=== What you should do ===
In the material below, find every line with "React" and pull it out.

=== Material provided ===

================

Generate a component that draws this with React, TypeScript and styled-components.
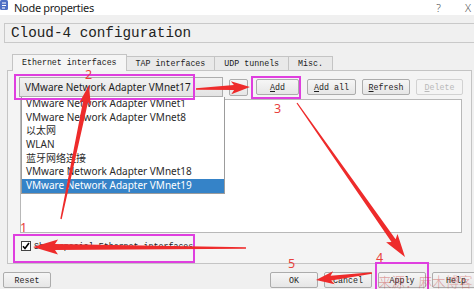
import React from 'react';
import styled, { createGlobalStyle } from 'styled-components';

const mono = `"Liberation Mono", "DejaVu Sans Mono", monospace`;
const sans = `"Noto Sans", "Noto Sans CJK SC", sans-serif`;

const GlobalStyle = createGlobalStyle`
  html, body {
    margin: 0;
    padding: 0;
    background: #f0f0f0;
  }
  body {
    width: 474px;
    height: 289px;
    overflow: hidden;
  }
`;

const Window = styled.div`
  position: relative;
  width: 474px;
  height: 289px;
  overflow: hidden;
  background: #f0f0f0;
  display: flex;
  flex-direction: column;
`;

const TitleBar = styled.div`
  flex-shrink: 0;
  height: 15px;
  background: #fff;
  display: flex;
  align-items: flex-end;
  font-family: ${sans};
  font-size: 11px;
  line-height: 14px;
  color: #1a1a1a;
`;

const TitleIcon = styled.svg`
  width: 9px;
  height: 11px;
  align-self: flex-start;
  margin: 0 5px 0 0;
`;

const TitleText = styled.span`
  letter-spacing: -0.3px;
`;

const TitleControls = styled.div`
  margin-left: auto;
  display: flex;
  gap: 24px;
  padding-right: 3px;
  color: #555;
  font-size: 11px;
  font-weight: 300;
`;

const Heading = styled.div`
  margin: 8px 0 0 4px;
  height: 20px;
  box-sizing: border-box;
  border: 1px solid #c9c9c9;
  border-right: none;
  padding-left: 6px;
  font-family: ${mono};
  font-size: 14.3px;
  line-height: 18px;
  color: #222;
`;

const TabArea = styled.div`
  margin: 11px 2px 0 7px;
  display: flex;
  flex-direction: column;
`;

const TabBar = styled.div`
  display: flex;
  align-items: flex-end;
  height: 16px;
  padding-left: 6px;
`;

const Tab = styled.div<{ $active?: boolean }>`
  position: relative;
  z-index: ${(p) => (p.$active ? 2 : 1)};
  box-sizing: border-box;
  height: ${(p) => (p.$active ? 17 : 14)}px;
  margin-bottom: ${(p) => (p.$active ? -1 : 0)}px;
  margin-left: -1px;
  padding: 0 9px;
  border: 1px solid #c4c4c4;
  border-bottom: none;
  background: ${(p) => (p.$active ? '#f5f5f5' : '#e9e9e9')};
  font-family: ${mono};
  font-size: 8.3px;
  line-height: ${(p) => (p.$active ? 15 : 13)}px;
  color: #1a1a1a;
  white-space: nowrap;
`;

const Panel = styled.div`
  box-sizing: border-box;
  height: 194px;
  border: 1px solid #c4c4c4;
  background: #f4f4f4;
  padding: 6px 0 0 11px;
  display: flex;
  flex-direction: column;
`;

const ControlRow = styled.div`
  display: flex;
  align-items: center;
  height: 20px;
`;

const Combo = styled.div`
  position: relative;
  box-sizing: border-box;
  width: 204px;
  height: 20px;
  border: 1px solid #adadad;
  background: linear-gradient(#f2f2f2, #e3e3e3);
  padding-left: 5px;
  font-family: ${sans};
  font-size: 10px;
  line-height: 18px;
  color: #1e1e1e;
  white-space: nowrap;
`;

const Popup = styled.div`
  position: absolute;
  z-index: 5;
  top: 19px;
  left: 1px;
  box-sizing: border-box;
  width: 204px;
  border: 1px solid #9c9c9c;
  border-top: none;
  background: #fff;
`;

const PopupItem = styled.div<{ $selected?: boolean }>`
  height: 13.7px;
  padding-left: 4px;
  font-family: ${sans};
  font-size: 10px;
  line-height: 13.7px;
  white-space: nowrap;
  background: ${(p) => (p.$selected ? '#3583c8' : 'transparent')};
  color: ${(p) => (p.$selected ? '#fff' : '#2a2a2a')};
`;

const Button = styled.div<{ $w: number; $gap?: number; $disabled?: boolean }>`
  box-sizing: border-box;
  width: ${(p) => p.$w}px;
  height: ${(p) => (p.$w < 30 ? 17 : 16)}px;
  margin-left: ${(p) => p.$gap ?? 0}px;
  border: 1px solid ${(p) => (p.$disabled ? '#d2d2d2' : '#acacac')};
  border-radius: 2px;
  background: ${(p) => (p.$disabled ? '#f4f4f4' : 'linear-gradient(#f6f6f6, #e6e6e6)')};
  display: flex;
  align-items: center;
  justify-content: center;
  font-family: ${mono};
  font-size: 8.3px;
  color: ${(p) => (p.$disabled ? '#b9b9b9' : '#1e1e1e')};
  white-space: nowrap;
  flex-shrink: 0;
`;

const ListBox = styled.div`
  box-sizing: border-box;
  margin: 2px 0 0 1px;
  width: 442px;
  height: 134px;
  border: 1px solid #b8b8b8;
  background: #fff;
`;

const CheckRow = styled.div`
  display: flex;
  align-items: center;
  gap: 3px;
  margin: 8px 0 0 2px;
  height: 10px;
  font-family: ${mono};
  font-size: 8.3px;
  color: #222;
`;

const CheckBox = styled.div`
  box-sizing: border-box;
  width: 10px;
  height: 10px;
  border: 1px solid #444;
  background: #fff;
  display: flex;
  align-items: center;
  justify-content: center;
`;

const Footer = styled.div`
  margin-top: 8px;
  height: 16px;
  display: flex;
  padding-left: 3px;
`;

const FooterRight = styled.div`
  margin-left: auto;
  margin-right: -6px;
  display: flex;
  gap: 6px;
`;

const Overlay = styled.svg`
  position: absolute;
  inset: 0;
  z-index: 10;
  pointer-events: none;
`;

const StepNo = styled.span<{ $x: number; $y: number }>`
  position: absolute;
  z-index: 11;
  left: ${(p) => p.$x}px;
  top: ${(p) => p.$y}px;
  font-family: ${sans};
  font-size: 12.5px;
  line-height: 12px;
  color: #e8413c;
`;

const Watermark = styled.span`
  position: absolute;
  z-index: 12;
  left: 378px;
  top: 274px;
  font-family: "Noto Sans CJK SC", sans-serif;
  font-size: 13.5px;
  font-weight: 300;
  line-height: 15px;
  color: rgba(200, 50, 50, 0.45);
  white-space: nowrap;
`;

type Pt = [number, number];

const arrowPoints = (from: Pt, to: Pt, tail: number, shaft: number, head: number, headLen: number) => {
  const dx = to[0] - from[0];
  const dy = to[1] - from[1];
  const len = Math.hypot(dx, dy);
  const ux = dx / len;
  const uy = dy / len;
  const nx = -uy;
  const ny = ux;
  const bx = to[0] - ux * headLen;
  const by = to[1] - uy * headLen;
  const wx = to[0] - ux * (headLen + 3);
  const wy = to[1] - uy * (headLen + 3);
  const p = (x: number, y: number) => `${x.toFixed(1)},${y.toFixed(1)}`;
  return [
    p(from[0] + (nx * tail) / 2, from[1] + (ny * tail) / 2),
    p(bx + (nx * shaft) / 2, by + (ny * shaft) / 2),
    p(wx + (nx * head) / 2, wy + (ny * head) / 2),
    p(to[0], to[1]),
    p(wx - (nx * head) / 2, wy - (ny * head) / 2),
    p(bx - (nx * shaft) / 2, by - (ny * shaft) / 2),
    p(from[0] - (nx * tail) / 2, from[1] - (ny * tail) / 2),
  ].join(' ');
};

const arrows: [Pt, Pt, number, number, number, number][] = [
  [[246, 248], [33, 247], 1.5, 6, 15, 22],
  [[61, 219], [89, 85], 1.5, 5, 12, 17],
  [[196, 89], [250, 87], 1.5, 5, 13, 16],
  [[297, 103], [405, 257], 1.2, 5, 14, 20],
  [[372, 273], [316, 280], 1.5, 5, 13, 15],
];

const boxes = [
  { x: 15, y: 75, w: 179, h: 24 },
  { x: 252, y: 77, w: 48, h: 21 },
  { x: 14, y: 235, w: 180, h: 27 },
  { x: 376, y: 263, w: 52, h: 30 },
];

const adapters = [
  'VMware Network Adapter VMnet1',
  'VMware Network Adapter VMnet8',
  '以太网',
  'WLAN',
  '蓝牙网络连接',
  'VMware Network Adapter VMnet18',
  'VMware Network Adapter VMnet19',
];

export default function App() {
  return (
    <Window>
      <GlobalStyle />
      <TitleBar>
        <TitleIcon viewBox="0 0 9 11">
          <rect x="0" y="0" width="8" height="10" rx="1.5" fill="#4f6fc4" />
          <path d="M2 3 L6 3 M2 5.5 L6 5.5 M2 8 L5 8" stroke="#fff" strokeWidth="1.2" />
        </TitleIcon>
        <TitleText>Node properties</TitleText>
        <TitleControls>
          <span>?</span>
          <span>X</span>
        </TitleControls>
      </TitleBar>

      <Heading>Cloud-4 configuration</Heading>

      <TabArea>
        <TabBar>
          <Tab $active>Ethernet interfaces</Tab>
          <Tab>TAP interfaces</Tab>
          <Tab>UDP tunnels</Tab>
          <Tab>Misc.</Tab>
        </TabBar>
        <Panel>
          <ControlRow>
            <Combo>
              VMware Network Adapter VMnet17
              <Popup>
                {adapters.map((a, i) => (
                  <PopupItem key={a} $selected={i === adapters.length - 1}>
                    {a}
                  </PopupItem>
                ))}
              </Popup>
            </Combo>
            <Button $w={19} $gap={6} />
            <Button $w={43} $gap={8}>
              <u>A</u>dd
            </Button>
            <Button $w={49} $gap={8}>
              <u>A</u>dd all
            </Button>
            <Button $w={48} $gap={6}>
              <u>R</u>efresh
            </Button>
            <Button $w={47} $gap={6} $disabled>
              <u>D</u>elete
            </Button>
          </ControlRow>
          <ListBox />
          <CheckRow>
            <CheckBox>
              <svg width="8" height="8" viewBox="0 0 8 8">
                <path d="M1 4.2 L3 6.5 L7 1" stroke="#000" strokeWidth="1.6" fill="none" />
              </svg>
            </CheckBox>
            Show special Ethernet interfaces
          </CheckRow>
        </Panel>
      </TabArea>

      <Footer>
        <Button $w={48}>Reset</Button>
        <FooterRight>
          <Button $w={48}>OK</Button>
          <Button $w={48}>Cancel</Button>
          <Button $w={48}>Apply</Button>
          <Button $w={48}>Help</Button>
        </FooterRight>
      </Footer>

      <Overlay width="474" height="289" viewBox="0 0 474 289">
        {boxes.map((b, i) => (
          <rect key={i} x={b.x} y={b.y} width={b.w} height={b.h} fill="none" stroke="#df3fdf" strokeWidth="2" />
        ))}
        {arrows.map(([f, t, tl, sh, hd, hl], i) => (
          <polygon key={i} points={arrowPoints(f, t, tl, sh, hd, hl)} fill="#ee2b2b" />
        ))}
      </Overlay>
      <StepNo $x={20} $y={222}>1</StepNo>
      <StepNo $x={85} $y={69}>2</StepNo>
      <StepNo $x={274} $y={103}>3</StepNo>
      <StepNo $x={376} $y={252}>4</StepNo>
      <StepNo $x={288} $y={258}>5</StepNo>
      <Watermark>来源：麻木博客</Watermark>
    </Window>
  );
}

================

=== Completed task ===
Generate a component that draws this with React, TypeScript and styled-components.
import React from 'react';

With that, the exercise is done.